VÍCTOR M. DÍEZ
(Maldito baile obligatorio de la memoria)
De todas las entradas del libro, me quedo con la primera, es mi preferida. El descubrimiento, tan natural, de la muerte. Del miedo, al fin y al cabo. Supervivientes de ese guiñol, siempre siniestro. El resto del relato nombra la memoria, no rehuye la nostalgia, hay un trabajo de recolección y taxonomía exhaustiva en que Vicente se muestra como es: coleccionista de cromos, realista, generoso, mitómano, de espíritu científico y mirada poética. Lo penúltimo no deja de asombrarme. Yo, que crecí a las orillas del río Esla, no sabía que estaba rodeado de: “los nerítidos y los ditiscos, los ancílidos y los esféridos, los girínidos y los bétidos, el tubifex y los pirálidos, el esparto y el acónito y la digitalis...”. Sólo reconozco, acaso, la última parte de su enumeración: “las truchas y barbos y bogas y culebras y tortugas y ranas y renacuajos y sapos y tritones y salamandras y algas y nenúfares... y sobre todo los cangrejos de río...”. Las listas de grupos de música, películas, marcas de motos, minerales, colecciones de cromos, cines, bares, montes, salas de juegos... Me superan, me abruman, querido amigo. Lo digo con admiración, desde el desorden en el que vivo. Mi memoria no tiene anaqueles, es un caos similar a mi despacho. Quizás por eso, mantengo a raya la nostalgia y evito, siempre que puedo, la mitomanía. Repito, siempre que puedo que no es siempre, pero que siempre me desasosiega.

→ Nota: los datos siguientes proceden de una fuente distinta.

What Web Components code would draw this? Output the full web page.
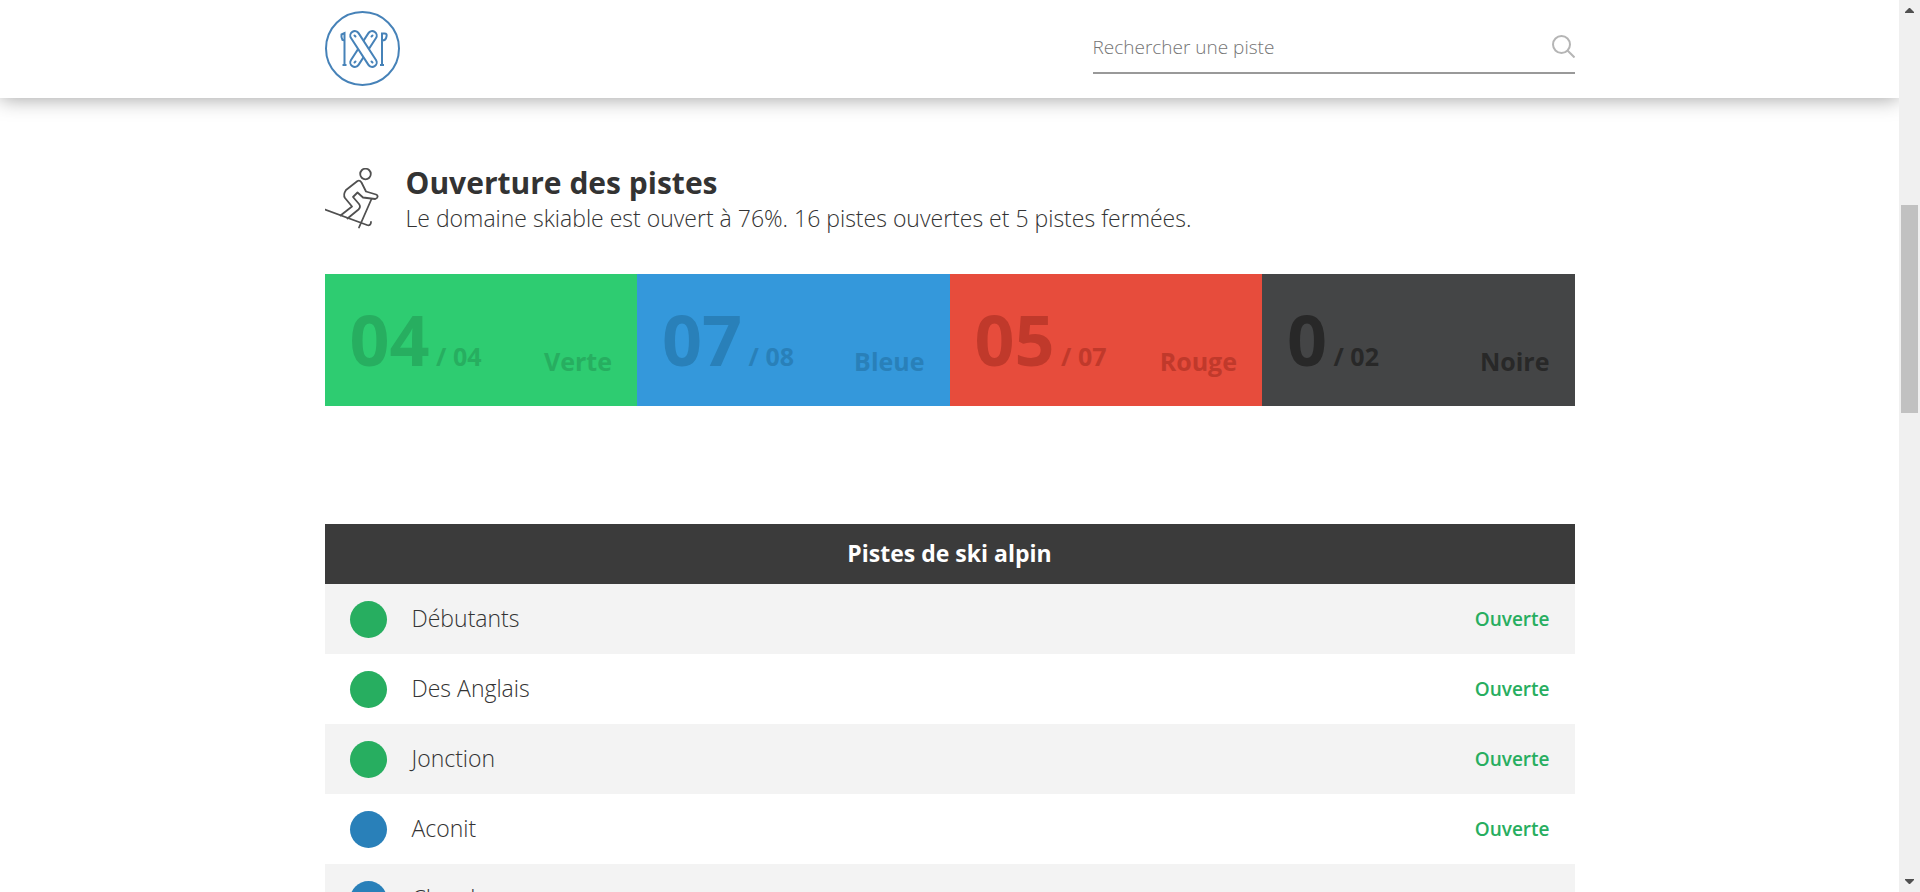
<!DOCTYPE html>
<html lang="fr">
<head>
<meta charset="utf-8">
<title>Ouverture des pistes</title>
<style>
  html, body { margin: 0; height: 100%; overflow: hidden; background: #fff; }
  body { font-family: "Open Sans", "Noto Sans", sans-serif; color: #333; }
</style>
</head>
<body>
<ski-page>
  <site-header slot="header"></site-header>
  <section-title heading="Ouverture des pistes">Le domaine skiable est ouvert à 76%. 16 pistes ouvertes et 5 pistes fermées.</section-title>
  <piste-summary>
    <summary-card color="verte" open="04" total="04">Verte</summary-card>
    <summary-card color="bleue" open="07" total="08">Bleue</summary-card>
    <summary-card color="rouge" open="05" total="07">Rouge</summary-card>
    <summary-card color="noire" open="0" total="02">Noire</summary-card>
  </piste-summary>
  <piste-table heading="Pistes de ski alpin"></piste-table>
</ski-page>

<script>
const define = (name, html, setup) => {
  const template = document.createElement('template');
  template.innerHTML = html;
  customElements.define(name, class extends HTMLElement {
    constructor() {
      super();
      this.attachShadow({ mode: 'open' }).append(template.content.cloneNode(true));
    }
    connectedCallback() { if (setup) setup(this, this.shadowRoot); }
  });
};

define('ski-page', `
  <style>
    :host { display: grid; grid-template-columns: minmax(0, 1fr) 21px; height: 100vh; }
    .view { overflow: hidden; }
    main { box-sizing: border-box; max-width: 1250px; margin: 0 auto; padding-top: 67px; }
  </style>
  <div class="view">
    <slot name="header"></slot>
    <main><slot></slot></main>
  </div>
  <scroll-rail></scroll-rail>`);

define('scroll-rail', `
  <style>
    :host { display: grid; grid-template-rows: 21px 184fr 208fr 458fr 21px; justify-items: center; background: #f0f0f0; }
    svg { display: block; width: 9px; height: 5px; place-self: center; }
    .thumb { grid-row: 3; width: 17px; background: #c1c1c1; }
    .down { grid-row: 5; }
  </style>
  <svg viewBox="0 0 9 5" fill="#505050"><path d="M0 5V4L4 0h1l4 4v1z"/></svg>
  <div class="thumb"></div>
  <svg class="down" viewBox="0 0 9 5" fill="#505050"><path d="M0 0v1l4 4h1l4-4V0z"/></svg>`);

define('site-header', `
  <style>
    :host { display: block; background: #fff; box-shadow: 0 0 20px rgba(0, 0, 0, .4); }
    .bar { box-sizing: border-box; max-width: 1250px; height: 98px; padding-bottom: 2px; margin: 0 auto; display: flex; justify-content: space-between; align-items: center; }
    a, svg { display: block; }
    form { display: flex; align-items: center; width: 482px; height: 52px; border-bottom: 2px solid #999; box-sizing: border-box; }
    input { flex: 1; min-width: 0; border: 0; padding: 0; outline: 0; background: none; font: 300 19px/28px "Open Sans", sans-serif; color: #333; }
    input::placeholder { color: #757575; opacity: 1; }
    button { border: 0; padding: 0 0 2px; background: none; }
  </style>
  <header class="bar">
    <a href="#" aria-label="Accueil">
      <svg width="75" height="75" viewBox="0 0 75 75" fill="none" stroke="#4682b8" stroke-width="2">
        <circle cx="37.500" cy="37.500" r="36.500"/>
        <rect x="-4.500" y="-20.500" width="9" height="41" rx="4.500" transform="translate(38.500 38) rotate(33)"/>
        <rect x="-4.500" y="-20.500" width="9" height="41" rx="4.500" fill="#fff" transform="translate(38.500 38) rotate(-33)"/>
        <path d="M29.500 24.500l1 1M46.500 50.500l1 1M46.500 25.500l1-1M29.500 51.500l1-1" stroke-linecap="round"/>
        <path d="M19.500 30v25M17.500 54h4M16.500 23.500l3-1.500v7.500l-2-.5c-1-2-1.500-3.500-1-5.500z"/>
        <path d="M57 22v33M55 54h4M57 22.500h2.500c2 0 2.500 1 2 3-.5 3-1.500 4-4.500 4z"/>
      </svg>
    </a>
    <form role="search">
      <input type="search" aria-label="Rechercher une piste" placeholder="Rechercher une piste">
      <button type="button" aria-label="Rechercher">
        <svg width="23" height="23" viewBox="0 0 23 23" fill="none" stroke="#b5b5b5" stroke-width="2"><circle cx="9.500" cy="9.500" r="8.500"/><path d="M15.500 15.500l7 7"/></svg>
      </button>
    </form>
  </header>`);

define('section-title', `
  <style>
    :host { display: flex; align-items: flex-start; gap: 27px; }
    svg { display: block; flex: none; margin-top: 3px; }
    h1 { margin: 0; font-size: 30px; line-height: 36px; font-weight: 700; }
    p { margin: 0; font-size: 23px; line-height: 34px; font-weight: 300; }
  </style>
  <svg width="54" height="62" viewBox="0 0 54 62" fill="none" stroke="#505050" stroke-width="1.800" stroke-linejoin="round" stroke-linecap="round">
    <circle cx="40.500" cy="6" r="5.300"/>
    <path d="M15.500 47.500l11.500-9-7-8.500c-2-3-1-5 1-8l11.500-9c2-1 3 0 4 1.500l4.500 9 10 3c2.500 1 2 4-1 4.500l-12-1.500-5.500-5-4.500 4.500 6 7c1.500 2 1 4-.5 5.500l-11 9"/>
    <path d="M0 41.500l42 15.500c2.500 1 4-.5 4-3M46.500 31L34 59.500"/>
  </svg>
  <div><h1></h1><p><slot></slot></p></div>`,
  (host, root) => { root.querySelector('h1').textContent = host.getAttribute('heading'); });

define('piste-summary', `
  <style>
    :host { display: grid; grid-template-columns: repeat(4, 1fr); margin-top: 39px; }
  </style>
  <slot></slot>`);

define('summary-card', `
  <style>
    :host { display: flex; justify-content: space-between; align-items: flex-end; box-sizing: border-box; height: 132px; padding: 0 25px 27px; font-weight: 700; font-size: 25px; line-height: 36px; }
    :host([color=verte]) { background: #2ecc71; color: #27ae60; }
    :host([color=bleue]) { background: #3498db; color: #2980b9; }
    :host([color=rouge]) { background: #e74c3c; color: #c0392b; }
    :host([color=noire]) { background: #444546; color: #282828; }
    .count { line-height: 46px; }
    .open { font-size: 70px; line-height: 0; }
  </style>
  <div class="count"><span class="open"></span> / <span class="total"></span></div>
  <div><slot></slot></div>`,
  (host, root) => {
    root.querySelector('.open').textContent = host.getAttribute('open');
    root.querySelector('.total').textContent = host.getAttribute('total');
  });

define('piste-table', `
  <style>
    :host { display: block; margin-top: 118px; }
    table { width: 100%; border-collapse: collapse; font-size: 23px; }
    th, td { padding: 0 25px; }
    thead th { height: 58px; padding-bottom: 2px; background: #3b3b3b; color: #fff; font-weight: 700; }
    tbody tr { height: 70px; }
    tbody tr:nth-child(odd) { background: #f3f3f3; }
    tbody th { text-align: left; font-weight: 300; }
    .name { display: flex; align-items: center; gap: 25px; }
    .label { padding-bottom: 2px; }
    .dot { width: 37px; height: 37px; border-radius: 50%; background: #27ae60; }
    .dot.bleue { background: #2980b9; }
    td { text-align: right; font-size: 19px; font-weight: 600; color: #27ae60; }
  </style>
  <table>
    <thead><tr><th colspan="2" scope="colgroup"></th></tr></thead>
    <tbody></tbody>
  </table>`,
  (host, root) => {
    root.querySelector('thead th').textContent = host.getAttribute('heading');
    const pistes = [['Débutants', 'verte'], ['Des Anglais', 'verte'], ['Jonction', 'verte'], ['Aconit', 'bleue'], ['Chordes', 'bleue']];
    root.querySelector('tbody').innerHTML = pistes.map(([name, color]) =>
      `<tr><th scope="row"><div class="name"><span class="dot ${color}"></span><span class="label">${name}</span></div></th><td>Ouverte</td></tr>`).join('');
  });
</script>
</body>
</html>
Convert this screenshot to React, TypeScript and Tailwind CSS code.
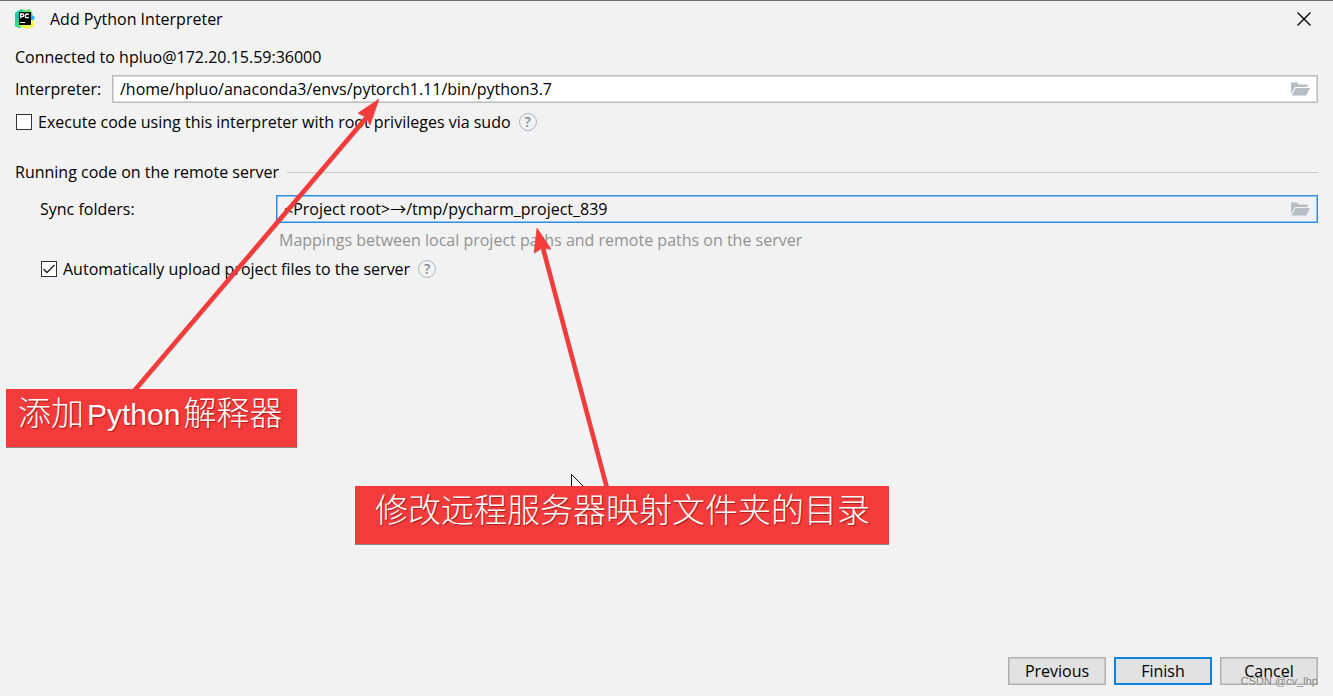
import { X } from 'lucide-react';

function PyCharmLogo() {
  return (
    <svg width="20" height="20" viewBox="0 0 20 20" aria-hidden="true">
      <path d="M0 4 L6 0 L11 2 L10 14 L5 19 L0 17 Z" fill="#21d789" />
      <path d="M0 4 L3 2 L5 8 L0 12 Z" fill="#18c9b2" />
      <path d="M9 2 L14 0 L17 3 L18 10 L8 8 Z" fill="#5fe85a" />
      <path d="M0 13 L5 12 L7 18 L4 19 L0 17 Z" fill="#2fdc8a" />
      <path d="M4 17 L8 14 L17 14 L18 18 L13 20 L9 19 Z" fill="#e6f355" />
      <path d="M15 5 L20 8 L18 12 L15 12 Z" fill="#1db4f0" />
      <path d="M15 11 L18 11 L20 17 L15 18 Z" fill="#fcf84a" />
      <rect x="4" y="3" width="12" height="13" fill="#000" />
      <path
        d="M5.7 9.2 V5 H7.2 Q8.8 5 8.8 6.300 Q8.8 7.6 7.2 7.6 H5.7 M13.8 5.6 Q13 5 12 5 Q10.3 5.2 10.3 7 Q10.3 8.700 12 8.900 Q13 8.900 13.8 8.300"
        fill="none"
        stroke="#fff"
        strokeWidth="1.3"
      />
      <rect x="5" y="13" width="5" height="1" fill="#fff" />
    </svg>
  );
}

function FolderIcon() {
  return (
    <svg width="19" height="14" viewBox="0 0 19 14" aria-hidden="true">
      <path d="M0 0.5 H6 L8 2.5 H16.5 V5 H4 L0 12 Z" fill="#b7bec4" />
      <path d="M4.6 6 H19 L15.2 13.5 H0.6 Z" fill="#b7bec4" />
    </svg>
  );
}

function HelpButton({ label }: { label: string }) {
  return (
    <button
      aria-label={label}
      className="flex size-[18px] items-center justify-center rounded-full border border-[#adb5bb] font-['Open_Sans',sans-serif] text-sm leading-4 font-semibold text-[#7f8b92]"
    >
      ?
    </button>
  );
}

function Checkbox({ id, label, checked = false }: { id: string; label: string; checked?: boolean }) {
  return (
    <div className="flex items-center gap-[6px] pl-px">
      <span className="relative flex">
        <input
          id={id}
          type="checkbox"
          defaultChecked={checked}
          className="peer size-4 appearance-none border border-[#333] bg-white"
        />
        <svg
          viewBox="0 0 16 16"
          className="pointer-events-none absolute inset-0 hidden size-4 peer-checked:block"
          aria-hidden="true"
        >
          <path d="M2.5 8 L6 11.5 L13.5 4" fill="none" stroke="#222" strokeWidth="1.4" />
        </svg>
      </span>
      <label htmlFor={id}>{label}</label>
    </div>
  );
}

function Arrows() {
  return (
    <svg width="620" height="490" viewBox="0 0 620 490" className="pointer-events-none absolute top-0 left-0" aria-hidden="true">
      <g fill="#f33b3b" stroke="#f33b3b" className="drop-shadow-[0_1px_0_#8886]">
        <path d="M134 390 L366 117" strokeWidth="4.5" />
        <path d="M379 98 L358 112 L366 116 L370 124 Z" strokeWidth="0.5" />
        <path d="M607 487 L543 247" strokeWidth="4.5" />
        <path d="M537 227 L534 252 L542 247 L551 248 Z" strokeWidth="0.5" />
      </g>
      <path d="M571.5 488 V473.5 L584 486" fill="#fff" stroke="#111" />
    </svg>
  );
}

const calloutClass =
  "absolute border-b border-[#888] bg-[#f33b3b] font-['Liberation_Sans','Noto_Sans_CJK_SC',sans-serif] text-[33px] leading-[50px] font-light whitespace-nowrap text-white [text-shadow:1px_1px_1px_#6008]";

const fieldClass = 'flex h-7 flex-1 items-center border pr-[7px] inset-ring';
const buttonClass = 'h-7 w-[98px] border bg-[#e2e2e2] leading-6 inset-ring';

export default function App() {
  return (
    <div className="relative flex min-h-screen flex-col overflow-hidden border-t border-[#6e6a6c] bg-[#f2f2f2] font-['Open_Sans','Noto_Sans_CJK_SC',sans-serif] text-base leading-6 text-black">
      <header className="flex h-9 items-center justify-between pr-[17px] pl-[15px]">
        <div className="flex items-center gap-[15px]">
          <PyCharmLogo />
          <h1>Add Python Interpreter</h1>
        </div>
        <button aria-label="Close">
          <X size={24} strokeWidth={1.4} />
        </button>
      </header>

      <main className="flex flex-1 flex-col px-[15px]">
        <p className="mt-2">Connected to hpluo@172.20.15.59:36000</p>

        <div className="mt-[6px] flex items-center">
          <label htmlFor="interpreter" className="w-[97px]">Interpreter:</label>
          <div className={`${fieldClass} border-[#bdbdbd] bg-white inset-ring-[#dadada]`}>
            <input
              id="interpreter"
              defaultValue="/home/hpluo/anaconda3/envs/pytorch1.11/bin/python3.7"
              className="min-w-0 flex-1 bg-transparent px-[7px] outline-none"
            />
            <button aria-label="Browse interpreter">
              <FolderIcon />
            </button>
          </div>
        </div>

        <div className="mt-[7px] flex items-center gap-2">
          <Checkbox id="sudo" label="Execute code using this interpreter with root privileges via sudo" />
          <HelpButton label="About root privileges" />
        </div>

        <div className="mt-[26px] flex items-center gap-2">
          <h2>Running code on the remote server</h2>
          <hr className="flex-1 border-[#cbcbcb]" />
        </div>

        <div className="mt-[11px] flex items-center pl-[25px]">
          <label htmlFor="sync" className="w-[236px]">Sync folders:</label>
          <div className={`${fieldClass} border-[#2b8ddd] inset-ring-[#8cc0ea]`}>
            <input
              id="sync"
              defaultValue="<Project root>→/tmp/pycharm_project_839"
              className="min-w-0 flex-1 bg-transparent px-[7px] outline-none"
            />
            <button aria-label="Browse folders">
              <FolderIcon />
            </button>
          </div>
        </div>

        <p className="mt-[5px] pl-[264px] text-[#929292]">
          Mappings between local project paths and remote paths on the server
        </p>

        <div className="mt-[5px] flex items-center gap-2 pl-[25px]">
          <Checkbox id="upload" label="Automatically upload project files to the server" checked />
          <HelpButton label="About automatic upload" />
        </div>
      </main>

      <footer className="flex justify-end gap-2 pr-[15px] pb-[11px]">
        <button className={`${buttonClass} border-[#b0b0b0] inset-ring-[#c8c8c8]`}>Previous</button>
        <button className={`${buttonClass} border-[#0f80dc] inset-ring-[#0f80dc]`}>Finish</button>
        <button className={`${buttonClass} border-[#b0b0b0] inset-ring-[#c8c8c8]`}>Cancel</button>
      </footer>

      <Arrows />
      <div className={`${calloutClass} top-[388px] left-[6px] pr-[15px] pb-2 pl-3`}>
        添加<span className="px-[3px] text-3xl leading-[48px]">Python</span>解释器
      </div>
      <div className={`${calloutClass} top-[485px] left-[355px] pr-[19px] pb-2 pl-5`}>修改远程服务器映射文件夹的目录</div>
      <span className="pointer-events-none absolute right-[15px] bottom-[7px] font-['Liberation_Sans',sans-serif] text-[11px] leading-4 text-[#858585] [text-shadow:1px_1px_0_#fff8]">
        CSDN @cv_lhp
      </span>
    </div>
  );
}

Volviendo al primer relato, arriba dije que me gustaba ese descubrimiento “natural” de la muerte, como uno de los primeros recuerdos del autor. Quizás nada es tan “natural” como pretendemos. Quizás la “memoria” y “lo que vivimos”, tienen más de ficción de lo que creemos. Creo, como Tomás Salvador González, que la memoria es un huésped y nosotros, quizás, nada más que su anfitrión, cuando no su sirviente. La memoria es el hilo narrativo que nos permite vivir en la ficción de que somos el mismo que aquel niño o aquel muchacho de veinte años.
No sé si “me miro en el espejo y soy feliz”, como Parálisis, o “me miro y no me gusto”, que decía el poeta Miguel Suárez. Creo que compartimos, querido Vicente, esa dialéctica en vaivén. Aquél ojo tapado tuyo, aquella putada de niño, se me antoja una buena perspectiva.
Sí, estuve en todos esos lugares: tapeando en la mejillonera, en las sesiones golfas del Trianón, media vida en el CCAN, esquivando salivazos de la Polla Records en la Mandrágora, vi Curro Jiménez, el show de Arias Navarro, el Victoria, las pandillas, vi a mi padre pescar cangrejos, flipé con Los Cardiacos, las lecturas iniciáticas, escuché a Veredicto Final, estuve en el 44, en el México... Al leerlo en tu libro, me siento como una presencia muda, como aquellos ángeles de Wenders en Cielo sobre Berlín (me pido Peter Falk). Gracias, Vicente, por regresárnoslo. Ah, qué envidia, haber tenido una abuela en la torre de Botines. ¿Una regresión a lo Norman Bates?
Víctor M. Díez, en Regresiones (Ed. Lupercalia, 2015).